→ **What to produce**:
Identify each line containing the word "React" and copy it.

→ **Dataset extract**:

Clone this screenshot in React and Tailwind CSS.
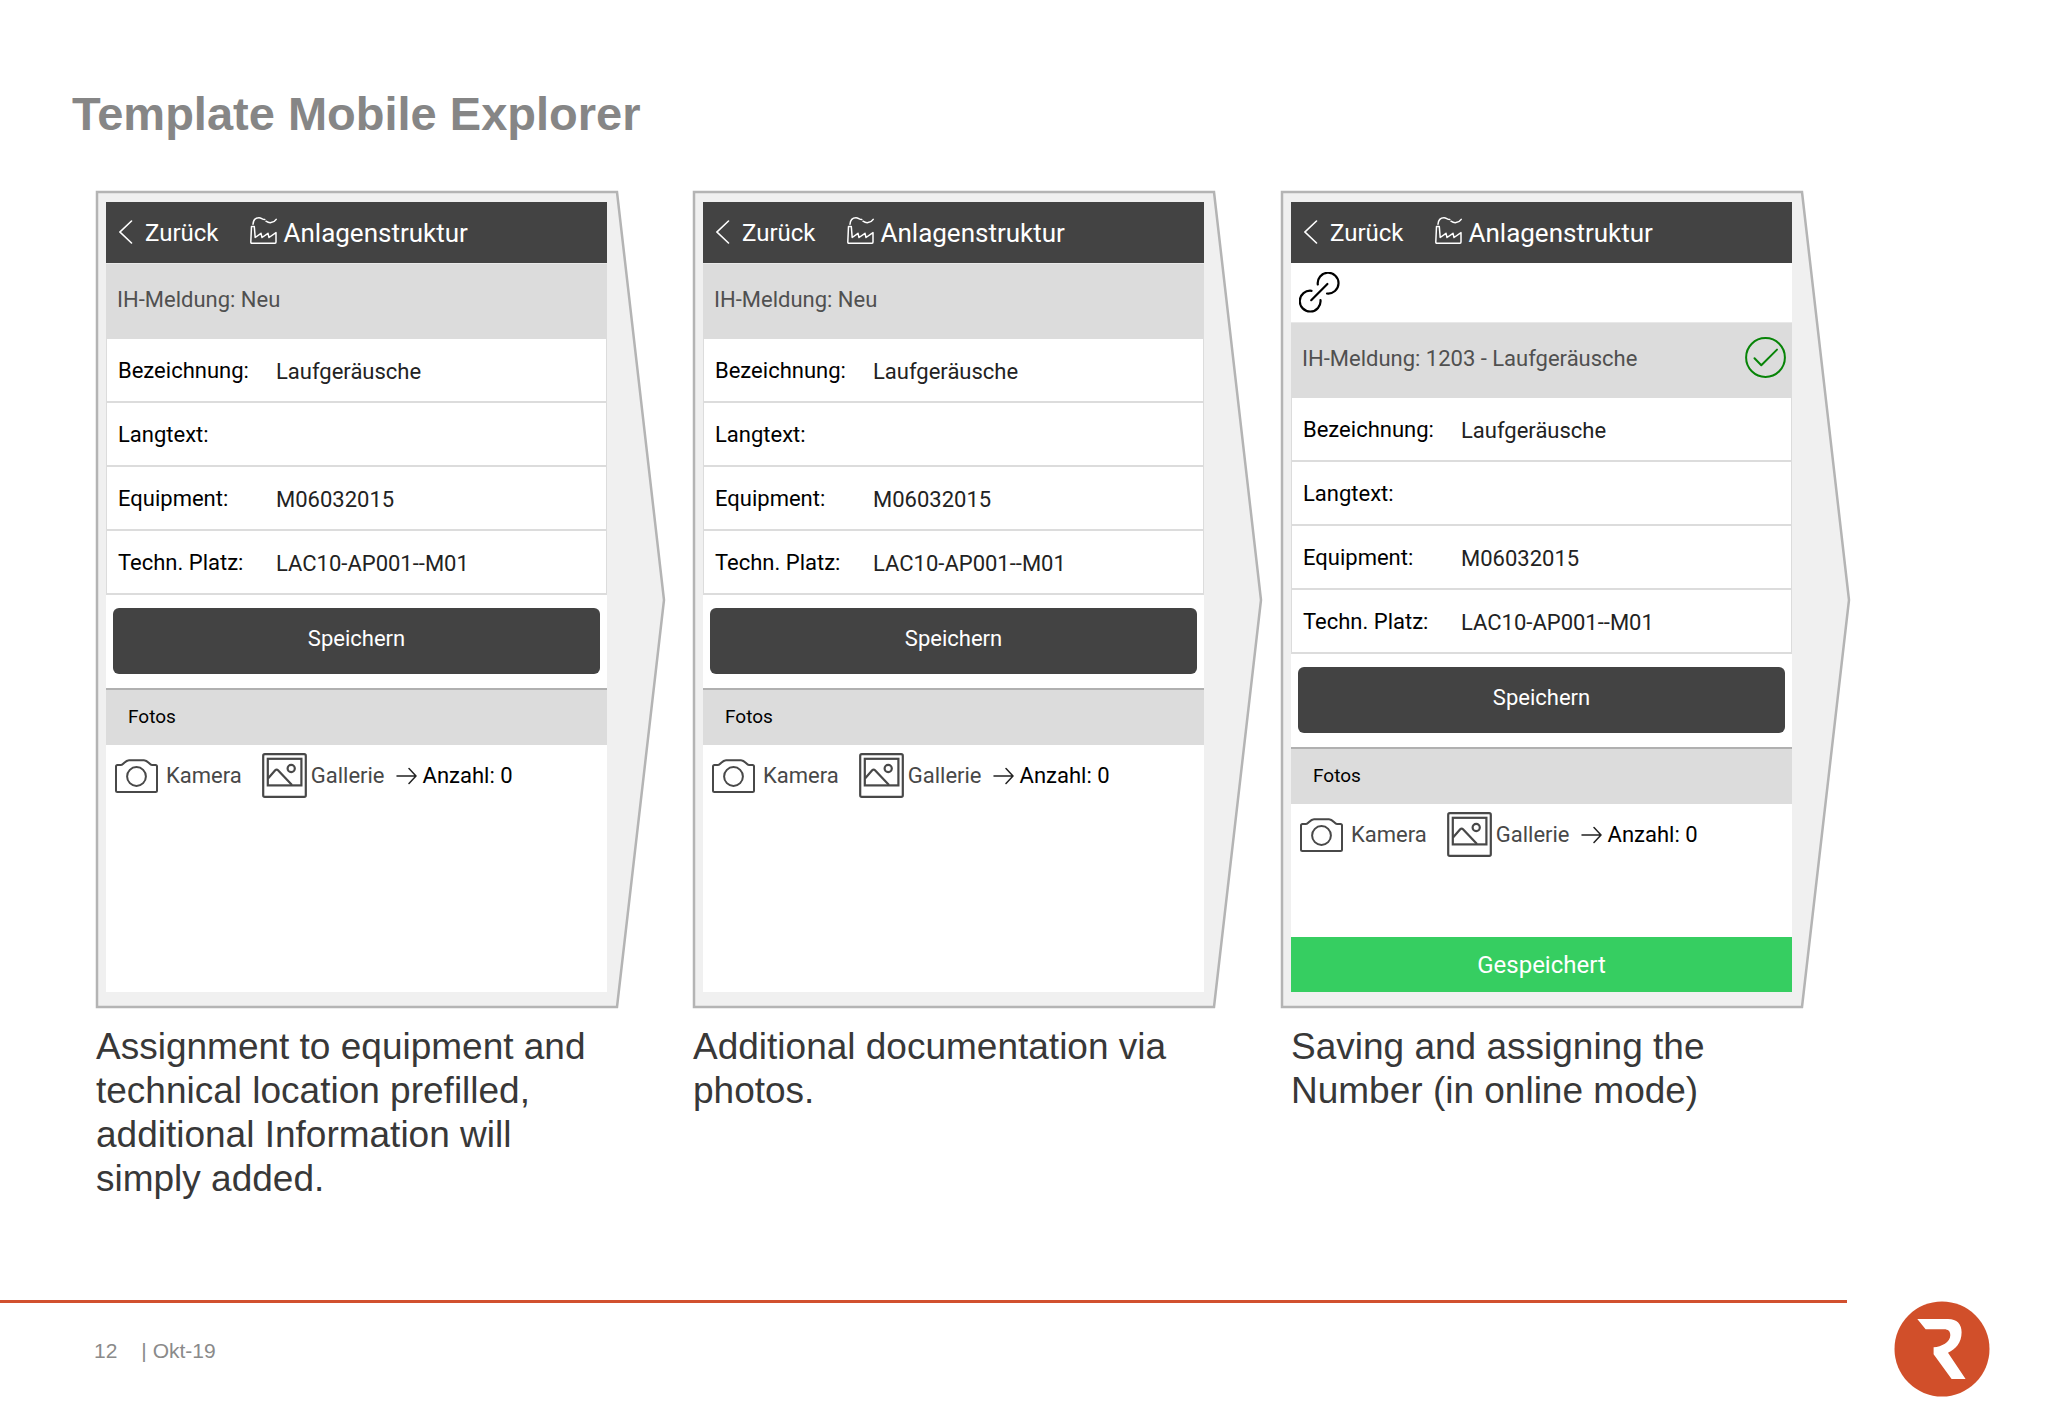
import React, { useId } from "react";

const Factory = () => (
  <svg viewBox="0 0 27 27" className="mb-1 h-[27px] w-[27px] shrink-0" fill="none" stroke="currentColor" strokeWidth="1.5" strokeLinejoin="round" strokeLinecap="round" aria-hidden="true">
    <path d="M1.5 9.5 H4.3 L5.2 20.5 L11 16.3 L12 20.5 L18 16.3 L19 20.5 L26 15.6 V25 Q26 26.2 25 26.2 H1.8 Q.8 26.2 .8 25 Z" />
    <path d="M3 7.2 C3.3 3.5 5.5 .8 9 .8 C11.5 .8 12 2.6 14.8 2.6" />
    <path d="M16 4.2 C17.5 5.2 19 5.9 21 5.6 C23.3 5.3 25 4.3 26.2 2.4" />
  </svg>
);

const Chevron = () => (
  <svg viewBox="0 0 14 24" className="mb-0.5 h-6 w-3.5 shrink-0" fill="none" stroke="currentColor" strokeWidth="1.6" strokeLinecap="round" aria-hidden="true">
    <path d="M12.5 1 L1 12 L12.5 23" />
  </svg>
);

const Camera = () => (
  <svg viewBox="0 0 43 34" className="h-[34px] w-[43px] shrink-0" fill="none" stroke="currentColor" strokeWidth="2" strokeLinejoin="round" aria-hidden="true">
    <path d="M2.5 6 H6 C8.5 6 10 1.2 14 1.2 H29 C33 1.2 34.5 6 37 6 H40.5 Q42 6 42 7.5 V31.5 Q42 33 40.5 33 H2.5 Q1 33 1 31.5 V7.5 Q1 6 2.5 6 Z" />
    <circle cx="21.5" cy="17.5" r="9.4" />
  </svg>
);

const Gallery = () => (
  <svg viewBox="0 0 45 45" className="h-[45px] w-[45px] shrink-0" fill="none" stroke="currentColor" strokeWidth="2.2" strokeLinejoin="round" aria-hidden="true">
    <rect x="1.2" y="1.2" width="42.6" height="42.6" rx="1.6" />
    <rect x="5.8" y="5.8" width="33.6" height="26.6" strokeLinejoin="miter" />
    <path d="M6 25.5 L13.2 17.3 Q14.6 15.8 16 17.3 L30 32" />
    <circle cx="29.2" cy="15.5" r="3.6" />
  </svg>
);

const Arrow = () => (
  <svg viewBox="0 0 21 18" className="h-[18px] w-[21px] shrink-0" fill="none" stroke="#222" strokeWidth="1.5" strokeLinecap="round" aria-hidden="true">
    <path d="M1 9 H20 M13 1.5 L20 9 L13 16.5" />
  </svg>
);

const Link = () => (
  <svg viewBox="0 0 41 41" className="h-[41px] w-[41px]" fill="none" stroke="#000" strokeWidth="2.2" strokeLinecap="round" aria-hidden="true">
    <path d="M18.8 12.5 A10.4 10.4 0 1 1 28 21.5" />
    <path d="M12.5 18.8 A10.4 10.4 0 1 0 21.5 28" />
    <path d="M12.2 28.2 L28.4 12" />
  </svg>
);

const Check = () => (
  <svg viewBox="0 0 41 41" className="mt-[14px] h-[41px] w-[41px] self-start" fill="none" stroke="#078407" strokeWidth="2" strokeLinecap="round" strokeLinejoin="round" role="img" aria-label="OK">
    <circle cx="20.5" cy="20.5" r="19.4" />
    <path d="M9.5 21.2 L16.3 28.2 L32 12.6" />
  </svg>
);

function Field({ label, value }) {
  const id = useId();
  return (
    <div className="flex h-16 items-center border-b-2 border-[#dcdcdc] pt-0.5 pl-[11px]">
      <label htmlFor={id} className="w-[158px] shrink-0">{label}</label>
      <input id={id} type="text" defaultValue={value} className="min-w-0 flex-1 bg-transparent pt-0.5 text-[#222] outline-none" />
    </div>
  );
}

function Screen({ saved, title }) {
  return (
    <div className="relative flex h-[790px] flex-col bg-white font-[Roboto,sans-serif] text-[22px] leading-7 text-black">
      <header className="flex h-[61px] shrink-0 items-center bg-[#434343] pl-[13px] text-white">
        <button type="button" className="flex items-center gap-3 text-[24px]">
          <Chevron />
          Zurück
        </button>
        <h2 className="ml-8 flex items-center gap-1.5 text-[26px]">
          <Factory />
          Anlagenstruktur
        </h2>
      </header>
      {saved && (
        <div className="flex h-[59px] shrink-0 items-center pl-2">
          <button type="button" aria-label="Link"><Link /></button>
        </div>
      )}
      <div className="flex h-[76px] shrink-0 items-center justify-between border-t border-[#e8e8e8] bg-[#dcdcdc] pr-1.5 pb-1 pl-[11px] text-[#505050]">
        <h3>{title}</h3>
        {saved && <Check />}
      </div>
      <form className="contents" onSubmit={(e) => e.preventDefault()}>
        <div className="shrink-0 border-x border-[#dcdcdc]">
          <Field label="Bezeichnung:" value="Laufgeräusche" />
          <Field label="Langtext:" value="" />
          <Field label="Equipment:" value="M06032015" />
          <Field label="Techn. Platz:" value="LAC10-AP001--M01" />
        </div>
        <button type="submit" className="mx-[7px] mt-[13px] h-[66px] shrink-0 rounded-md bg-[#434343] pb-1 text-white">
          Speichern
        </button>
      </form>
      <h3 className="mt-3.5 h-[57px] shrink-0 border-t-2 border-[#b0b0b0] bg-[#dcdcdc] pt-[13px] pl-[22px] text-[19px]">Fotos</h3>
      <div className="flex items-center pt-2 pl-[9px] text-[#484848]">
        <button type="button" className="flex items-center gap-2"><Camera />Kamera</button>
        <button type="button" className="ml-5 flex items-center gap-1"><Gallery />Gallerie</button>
        <span className="ml-[11px] flex items-center gap-1.5 text-black"><Arrow />Anzahl: 0</span>
      </div>
      {saved && (
        <p role="status" className="mt-auto flex h-[55px] items-center justify-center bg-[#36ce61] text-[24px] text-white">Gespeichert</p>
      )}
    </div>
  );
}

function Step({ saved, title, caption }) {
  return (
    <section className="max-w-[569px] min-w-0">
      <div className="relative pt-[11px] pr-[58px] pb-4 pl-2.5">
        <svg className="absolute inset-0 h-full w-full overflow-visible" viewBox="0 0 569 817" preserveAspectRatio="none" aria-hidden="true">
          <path d="M1 1 H521 L568 409 L521 816 H1 Z" fill="#f0f0f0" stroke="#b4b4b4" strokeWidth="2.5" vectorEffect="non-scaling-stroke" />
        </svg>
        <Screen saved={saved} title={title} />
      </div>
      <p className={saved ? "max-w-[510px] pt-[17px] pl-2.5" : "max-w-[510px] pt-[17px]"}>{caption}</p>
    </section>
  );
}

export default function App() {
  return (
    <div className="flex min-h-screen flex-col bg-white font-['Liberation_Sans',Arial,sans-serif]">
      <h1 className="pt-[84px] pl-[72px] text-[47px] leading-[60px] font-bold text-[#868686]">Template Mobile Explorer</h1>
      <main className="mt-[47px] grid flex-1 grid-cols-[597fr_588fr_767fr] pl-24 text-[37px] leading-[44px] text-[#383838]">
        <Step title="IH-Meldung: Neu" caption="Assignment to equipment and technical location prefilled, additional Information will simply added." />
        <Step title="IH-Meldung: Neu" caption="Additional documentation via photos." />
        <Step saved title="IH-Meldung: 1203 - Laufgeräusche" caption="Saving and assigning the Number (in online mode)" />
      </main>
      <footer className="flex h-[118px] justify-between pr-[58px]">
        <div className="mr-[47px] flex-1 border-t-[3px] border-[#d1502f] pt-[34px] pl-[94px] text-[21px] leading-7 text-[#8a8a8a]">
          <span>12</span>
          <span className="ml-6">| Okt-19</span>
        </div>
        <svg viewBox="0 0 96 96" className="mt-px h-24 w-24" role="img" aria-label="R">
          <circle cx="48" cy="48" r="47.5" fill="#d14f2a" />
          <path d="M23.3 18 H54 C63 18 67.6 23 67.6 31.3 C67.6 42 61.5 48.3 54 51.8 L71.6 78 H57.6 L39.6 53.3 V46.3 C47.5 45.8 56.3 41.3 56.3 34.3 C56.3 30.3 54.3 28.3 50 28.3 H31.6 Z" fill="#fff" />
        </svg>
      </footer>
    </div>
  );
}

→ **Answer to the exercise**:
Clone this screenshot in React and Tailwind CSS.
import React, { useId } from "react";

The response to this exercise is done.